--- begin Task material ---
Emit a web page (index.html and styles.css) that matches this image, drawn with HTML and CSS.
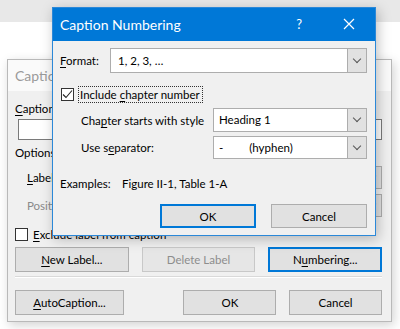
FILE: index.html
```html
<!DOCTYPE html>
<html lang="en">
<head>
    <meta charset="UTF-8">
    <title>Caption Numbering</title>
    <link rel="stylesheet" href="styles.css">
</head>
<body>
    <div class="desk-bar"></div>

    <!-- dialog behind: Caption -->
    <div class="dialog back">
        <div class="back-title">Caption</div>
        <div class="back-body">
            <div class="lbl"><u>C</u>aption:</div>
            <div class="textbox"></div>
            <div class="lbl options">Options</div>
            <div class="opt-row">
                <span class="opt-lbl"><u>L</u>abel:</span>
                <div class="combo"><span class="combo-val"></span><span class="drop"></span></div>
            </div>
            <div class="opt-row">
                <span class="opt-lbl dim">Position:</span>
                <div class="combo"><span class="combo-val"></span><span class="drop"></span></div>
            </div>
            <div class="check-row">
                <span class="checkbox"></span>
                <span><u>E</u>xclude label from caption</span>
            </div>
            <div class="btn-row">
                <button class="btn"><u>N</u>ew Label...</button>
                <button class="btn" disabled>Delete Label</button>
                <button class="btn focus">N<u>u</u>mbering...</button>
            </div>
            <div class="sep"></div>
            <div class="btn-row bottom">
                <button class="btn"><u>A</u>utoCaption...</button>
                <span class="spacer"></span>
                <button class="btn">OK</button>
                <button class="btn">Cancel</button>
            </div>
        </div>
    </div>

    <!-- dialog in front: Caption Numbering -->
    <div class="dialog front">
        <div class="front-title">
            <span class="title-text">Caption Numbering</span>
            <span class="title-help">?</span>
            <svg class="title-close" width="12" height="12" viewBox="0 0 12 12">
                <path d="M1 1 L11 11 M11 1 L1 11" stroke="#fff" stroke-width="1.2" fill="none"/>
            </svg>
        </div>
        <div class="front-body">
            <div class="row format-row">
                <span class="row-lbl"><u>F</u>ormat:</span>
                <div class="combo wide"><span class="combo-val">1, 2, 3, …</span><span class="drop"></span></div>
            </div>
            <div class="check-row include">
                <span class="checkbox">
                    <svg width="11" height="11" viewBox="0 0 11 11">
                        <path d="M1 5.5 L4 8.5 L10 1.5" stroke="#222" stroke-width="1.1" fill="none"/>
                    </svg>
                </span>
                <span class="focus-lbl">Include <u>c</u>hapter number</span>
            </div>
            <div class="row sub">
                <span class="row-lbl">Cha<u>p</u>ter starts with style</span>
                <div class="combo style"><span class="combo-val">Heading 1</span><span class="drop"></span></div>
            </div>
            <div class="row sub tight">
                <span class="row-lbl">Use s<u>e</u>parator:</span>
                <div class="combo style"><span class="combo-val">-<span class="gap"></span>(hyphen)</span><span class="drop"></span></div>
            </div>
            <p class="examples"><span class="ex-lbl">Examples:</span>Figure II-1, Table 1-A</p>
            <div class="front-btns">
                <button class="btn focus">OK</button>
                <button class="btn">Cancel</button>
            </div>
        </div>
    </div>
</body>
</html>
```

FILE: styles.css
```css
* {
    box-sizing: border-box;
}
body {
    margin: 0;
    width: 400px;
    height: 329px;
    overflow: hidden;
    position: relative;
    background-color: #ffffff;
    font-family: Lato, "Noto Sans", sans-serif;
    font-size: 11.5px;
    color: #000;
}
u {
    text-decoration-thickness: 1px;
    text-underline-offset: 2px;
}
.desk-bar {
    height: 22px;
    background-color: #e8e8e8;
}
.dialog {
    position: absolute;
    background-color: #f0f0f0;
}

/* back dialog */
.back {
    left: 7px;
    top: 59px;
    width: 385px;
    height: 263px;
    border: 1px solid #b9b9b9;
    box-shadow: 2px 3px 10px rgba(0, 0, 0, 0.18);
}
.back-title {
    height: 31px;
    background-color: #fafafa;
    color: #9a9a9a;
    font-size: 14px;
    padding: 7px 0 0 7px;
}
.back-body {
    padding: 10px 9px 0 7px;
}
.lbl {
    height: 16px;
    line-height: 16px;
}
.textbox {
    margin: 2px 0 0 3px;
    height: 21px;
    background-color: #fff;
    border: 1px solid #7a7a7a;
}
.options {
    margin-top: 5px;
}
.opt-row {
    display: flex;
    align-items: center;
    justify-content: space-between;
    margin-top: 5px;
    padding-left: 12px;
    white-space: nowrap;
}
.opt-lbl.dim {
    color: #8a8a8a;
}
.combo {
    display: flex;
    flex-shrink: 0;
    height: 23px;
    width: 280px;
    border: 1px solid #adadad;
    background-color: #fff;
}
.combo-val {
    flex: 1;
    padding-left: 5px;
    line-height: 21px;
    white-space: pre;
}
.drop {
    width: 19px;
    border-left: 1px solid #adadad;
    background-color: #e1e1e1;
    position: relative;
}
.drop::after {
    content: "";
    position: absolute;
    left: 6px;
    top: 6px;
    width: 5px;
    height: 5px;
    border-right: 1px solid #555;
    border-bottom: 1px solid #555;
    transform: rotate(45deg);
}
.check-row {
    display: flex;
    align-items: center;
    gap: 5px;
    margin-top: 10px;
    height: 14px;
    white-space: nowrap;
}
.checkbox {
    flex-shrink: 0;
    width: 13px;
    height: 13px;
    border: 1px solid #333;
    background-color: #fff;
    display: flex;
    align-items: center;
    justify-content: center;
}
.btn-row {
    display: flex;
    gap: 13px;
    margin-top: 6px;
}
.btn {
    font-family: inherit;
    font-size: 11.5px;
    color: #000;
    width: 114px;
    height: 25px;
    padding: 0;
    background-color: #e1e1e1;
    border: 1px solid #adadad;
}
.btn:disabled {
    color: #8d8d8d;
    background-color: #e6e6e6;
    border-color: #c8c8c8;
}
.btn.focus {
    border: 2px solid #0078d7;
}
.sep {
    margin-top: 4px;
    height: 2px;
    border-top: 1px solid #d9d9d9;
    border-bottom: 1px solid #fff;
}
.btn-row.bottom {
    margin-top: 12px;
}
.btn-row.bottom .spacer {
    width: 35px;
}
.btn-row.bottom .btn + .btn,
.btn-row.bottom .spacer + .btn {
    width: 97px;
}

/* front dialog */
.front {
    left: 52px;
    top: 7px;
    width: 324px;
    height: 229px;
    border: 1px solid #2b88d8;
    box-shadow: 2px 3px 12px rgba(0, 0, 0, 0.25);
}
.front-title {
    height: 33px;
    background-color: #0078d7;
    color: #fff;
    display: flex;
    align-items: center;
    padding: 0 0 1px 7px;
}
.title-text {
    font-size: 14px;
    flex: 1;
}
.title-help {
    font-size: 13px;
    margin-right: 41px;
}
.title-close {
    margin-right: 20px;
}
.front-body {
    padding: 7px 8px 0 7px;
}
.row {
    display: flex;
    align-items: center;
    justify-content: space-between;
    white-space: nowrap;
}
.combo.wide {
    width: 257px;
    height: 25px;
}
.combo.wide .combo-val {
    line-height: 23px;
    padding-left: 7px;
}
.combo.wide .drop::after {
    top: 7px;
}
.include {
    margin-top: 13px;
    height: 16px;
    padding-left: 1px;
}
.focus-lbl {
    outline: 1px dotted #333;
    padding: 0 2px 0 1px;
    line-height: 15px;
}
.sub {
    margin-top: 6px;
    padding-left: 21px;
}
.sub.tight {
    margin-top: 4px;
}
.combo.style {
    width: 154px;
    height: 24px;
}
.combo.style .combo-val {
    line-height: 22px;
}
.sub.tight .combo.style {
    height: 23px;
}
.sub.tight .combo-val {
    line-height: 21px;
}
.gap {
    display: inline-block;
    width: 26px;
}
.examples {
    margin: 17px 0 0 0;
    padding: 0;
    line-height: 15px;
    white-space: nowrap;
}
.ex-lbl {
    display: inline-block;
    width: 62px;
}
.front-btns {
    display: flex;
    justify-content: flex-end;
    gap: 15px;
    margin-top: 13px;
}
.front-btns .btn {
    width: 96px;
    height: 24px;
}
```
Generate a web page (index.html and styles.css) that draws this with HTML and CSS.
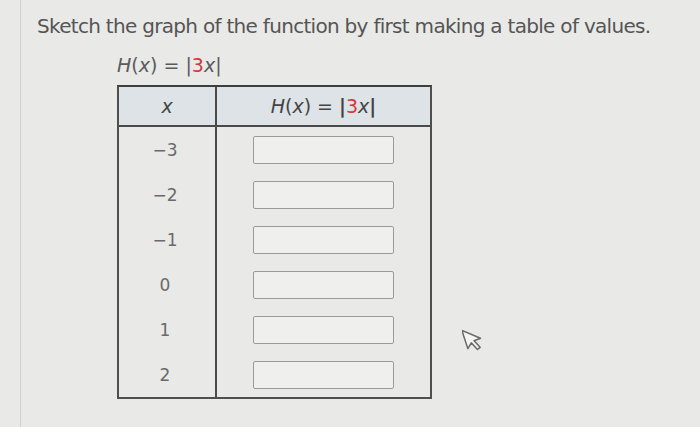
FILE: index.html
```html
<!DOCTYPE html>
<html>
<head>
<meta charset="utf-8">
<link rel="stylesheet" href="styles.css">
</head>
<body>
<div class="page">
  <div class="content">
    <p class="prompt">Sketch the graph of the function by first making a table of values.</p>
    <p class="formula"><i>H</i>(<i>x</i>)&nbsp;=&nbsp;|<span class="red">3</span><i>x</i>|</p>
    <div class="table">
      <div class="head c1"><i>x</i></div>
      <div class="head c2"><i>H</i>(<i>x</i>)&nbsp;=&nbsp;<b>|</b><span class="red">3</span><i>x</i><b>|</b></div>
      <div class="cell c1">−3</div><div class="cell c2"><span class="box"></span></div>
      <div class="cell c1">−2</div><div class="cell c2"><span class="box"></span></div>
      <div class="cell c1">−1</div><div class="cell c2"><span class="box"></span></div>
      <div class="cell c1">0</div><div class="cell c2"><span class="box"></span></div>
      <div class="cell c1">1</div><div class="cell c2"><span class="box"></span></div>
      <div class="cell c1">2</div><div class="cell c2"><span class="box"></span></div>
    </div>
  </div>
  <svg class="cursor" width="24" height="28" viewBox="0 0 18 22">
    <path d="M2 2 L2 17 L6 13.5 L9 20 L11.5 19 L8.6 12.6 L14 12.3 Z" fill="#f4f4f2" stroke="#6a6a6a" stroke-width="1.2" stroke-linejoin="round" transform="rotate(-18 8 11)"/>
  </svg>
</div>
</body>
</html>
```

FILE: styles.css
```css
html, body {
  margin: 0;
  padding: 0;
}
body {
  background: #e9e9e7;
  font-family: "DejaVu Sans", Verdana, sans-serif;
  color: #555;
  width: 700px;
  height: 427px;
  overflow: hidden;
}
.page {
  position: relative;
  height: 427px;
  margin-left: 20px;
  border-left: 1px solid #d2d2d0;
}
.content {
  padding: 14px 0 0 16px;
}
.prompt {
  margin: 0;
  font-size: 20px;
  letter-spacing: -0.7px;
  line-height: 24px;
  color: #555;
}
.formula {
  margin: 16px 0 0 80px;
  font-size: 19px;
  line-height: 22px;
  color: #5a5a5a;
}
.red {
  color: #d23a3a;
}
.table {
  margin: 9px 0 0 80px;
  width: 311px;
  display: grid;
  grid-template-columns: 98px 1fr;
  border: 2px solid #4f4f4f;
  border-top-color: #3e3e3e;
}
.head {
  height: 38px;
  background: #dde3e6;
  border-bottom: 2px solid #4a4a4a;
  display: flex;
  align-items: center;
  justify-content: center;
  font-size: 19px;
  color: #444;
}
.head b {
  font-weight: bold;
}
.c1 {
  border-right: 2px solid #4a4a4a;
}
.cell {
  height: 45px;
  display: flex;
  align-items: center;
  justify-content: center;
  font-size: 17px;
  color: #6a6a6a;
}
.cell.c1 {
  padding-right: 4px;
}
.box {
  width: 139px;
  height: 26px;
  border: 1.5px solid #9a9a9a;
  border-radius: 2px;
  background: #efefed;
}
.cursor {
  position: absolute;
  left: 441px;
  top: 325px;
}
```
--- end Task material ---
### Exercise requirements
Show each line of the listing that holds the string "styles".

### Output
Emit a web page (index.html and styles.css) that matches this image, drawn with HTML and CSS.
    <link rel="stylesheet" href="styles.css">
FILE: styles.css
Generate a web page (index.html and styles.css) that draws this with HTML and CSS.
<link rel="stylesheet" href="styles.css">
FILE: styles.css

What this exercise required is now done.